Colombia Workers, Community Win Landmark Pact

  • June 10, 2017
  • Nathan Benevides

After 22 days of peaceful protests, workers, unions and other civil society groups in Buenaventura, the country’s largest port city, won a landmark agreement with the Colombian government. On June 6, the government agreed to invest more than $500 million in the long-neglected city over the next decade. United Nations officials,  senators and local politicians witnessed the signing of the agreement. A bill securing the funding is scheduled to be submitted to Congress on July 20.

Following the agreement, the elected strike committee, representing a coalition of 66 civil society organizations in Buenaventura, suspended the civic strike for one month to assess the government’s compliance with its pledge. In the lead up to the July 20 deadline, local groups will continue to negotiate decent employment and improved water services, sanitation, healthcare, education, housing and other social initiatives.
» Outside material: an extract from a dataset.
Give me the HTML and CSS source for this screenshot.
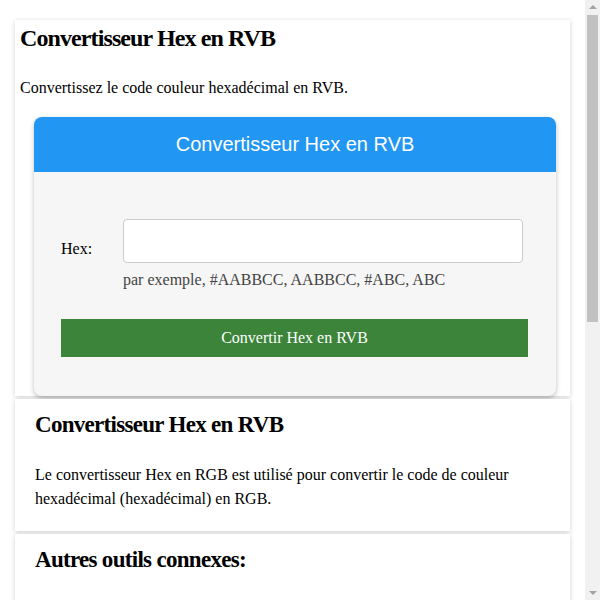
FILE: index.html
```html
<!DOCTYPE html>
<html lang="fr">
<head>
  <meta charset="utf-8">
  <meta name="viewport" content="width=device-width, initial-scale=1">
  <title>Convertisseur Hex en RVB</title>
  <link rel="stylesheet" href="styles.css">
</head>
<body>
  <div class="page">
    <!-- Outil principal -->
    <section class="card card-tool">
      <h1 class="page-title">Convertisseur Hex en RVB</h1>
      <p class="page-intro">Convertissez le code couleur hexadécimal en RVB.</p>

      <div class="converter">
        <div class="converter-header">Convertisseur Hex en RVB</div>
        <form class="converter-body" onsubmit="return false;">
          <div class="field-row">
            <label class="field-label" for="hex">Hex:</label>
            <div class="field-input">
              <input type="text" id="hex" class="hex-input">
              <div class="field-hint">par exemple, #AABBCC, AABBCC, #ABC, ABC</div>
            </div>
          </div>
          <button type="submit" class="convert-btn">Convertir Hex en RVB</button>
        </form>
      </div>
    </section>

    <!-- Description -->
    <section class="card card-text">
      <h2 class="section-title">Convertisseur Hex en RVB</h2>
      <p class="section-text">Le convertisseur Hex en RGB est utilisé pour convertir le code de couleur hexadécimal (hexadécimal) en RGB.</p>
    </section>

    <!-- Outils connexes -->
    <section class="card card-text">
      <h2 class="section-title">Autres outils connexes:</h2>
      <ul class="tool-list">
        <li>Convertisseur RVB en Hex</li>
        <li>Convertisseur Hex en HSL</li>
        <li>Convertisseur Hex en CMJN</li>
      </ul>
    </section>
  </div>

  <!-- Barre de défilement -->
  <div class="scrollbar" aria-hidden="true">
    <span class="scroll-arrow scroll-up"></span>
    <span class="scroll-thumb"></span>
    <span class="scroll-arrow scroll-down"></span>
  </div>
</body>
</html>
```

FILE: styles.css
```css
/* Reset */
* {
  box-sizing: border-box;
}

body {
  margin: 0;
  background: #fff;
  color: #000;
  font-family: "Liberation Serif", "Times New Roman", serif;
  font-size: 16px;
}

.page {
  width: 585px;
  padding: 20px 15px 20px;
  display: flex;
  flex-direction: column;
  gap: 3px;
}

/* Cartes */
.card {
  background: #fff;
  box-shadow: 0 1px 5px rgba(0, 0, 0, 0.18);
}

.card-tool {
  padding: 5px 5px 0;
}

.page-title {
  margin: 0;
  font-size: 24px;
  font-weight: bold;
  letter-spacing: -0.9px;
}

.page-intro {
  margin: 27px 0 20px;
}

/* Widget convertisseur */
.converter {
  width: 522px;
  margin-left: 14px;
  border-radius: 8px;
  overflow: hidden;
  background: #f6f6f6;
  box-shadow: 0 2px 5px rgba(0, 0, 0, 0.25);
}

.converter-header {
  height: 55px;
  display: flex;
  align-items: center;
  justify-content: center;
  background: #2196f3;
  color: #fff;
  font-family: "Liberation Sans", Arial, sans-serif;
  font-size: 20px;
}

.converter-body {
  margin: 0;
  padding: 47px 28px 39px 27px;
}

.field-row {
  display: flex;
}

.field-label {
  width: 62px;
  padding-top: 21px;
}

.field-input {
  width: 400px;
}

.hex-input {
  display: block;
  width: 400px;
  height: 44px;
  border: 1px solid #ccc;
  border-radius: 4px;
  background: #fff;
  padding: 0 10px;
  font-family: inherit;
  font-size: 16px;
}

.field-hint {
  margin-top: 8px;
  color: #444;
}

.convert-btn {
  display: block;
  width: 100%;
  height: 38px;
  margin-top: 30px;
  border: 0;
  background: #3b843a;
  color: #fff;
  font-family: "Liberation Serif", "Times New Roman", serif;
  font-size: 16px;
}

/* Texte */
.card-text {
  padding: 13px 20px 20px;
}

.section-title {
  margin: 0;
  font-size: 23px;
  font-weight: bold;
  letter-spacing: -0.7px;
}

.section-text {
  margin: 25px 0 0;
  line-height: 24px;
}

.tool-list {
  margin: 30px 0 0;
  line-height: 24px;
}

/* Barre de défilement (fenêtre) */
.scrollbar {
  position: fixed;
  top: 0;
  right: 0;
  bottom: 0;
  width: 15px;
  background: #f1f1f1;
  display: flex;
  flex-direction: column;
  align-items: center;
}

.scroll-arrow {
  width: 0;
  height: 0;
  margin: 5px 0;
  border-left: 4px solid transparent;
  border-right: 4px solid transparent;
}

.scroll-up {
  border-bottom: 4px solid #a3a3a3;
}

.scroll-down {
  margin-top: auto;
  border-top: 4px solid #a3a3a3;
}

.scroll-thumb {
  width: 11px;
  height: 307px;
  margin-top: 1px;
  background: #c1c1c1;
}
```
On May 16, tens of thousands of peaceful protesters took to the streets demanding peace and dignity after years of neglect by leaders in Bogota, the capital. Many of the port city’s 400,000 predominately Afro-Colombian inhabitants live in abject poverty without access to proper hospitals, schools, roads and other basic services.

Buenaventura’s thriving port accounts for 60 percent of the country’s maritime trade and in 2014, generated $2 billion in tax revenue. Only 3 percent of that revenue is reinvested in the city.

Many residents work in the port without the protection of Colombia’s labor code. The Port Workers’ Union (Unión Portuaria) is pushing to incorporate them into a collective bargaining agreement that would establish direct, indefinite employment contracts that include a living wage and provisions for health and pension benefits.

Beginning on the fourth day of demonstrations, the peaceful protests were disrupted by a national police force crackdown, with 41 reported arrests, dozens injured and at least one death. Human rights groups condemned the government’s decision to deploy riot police against peaceful demonstrations—in a city deprived even of a local, publicly-funded security service.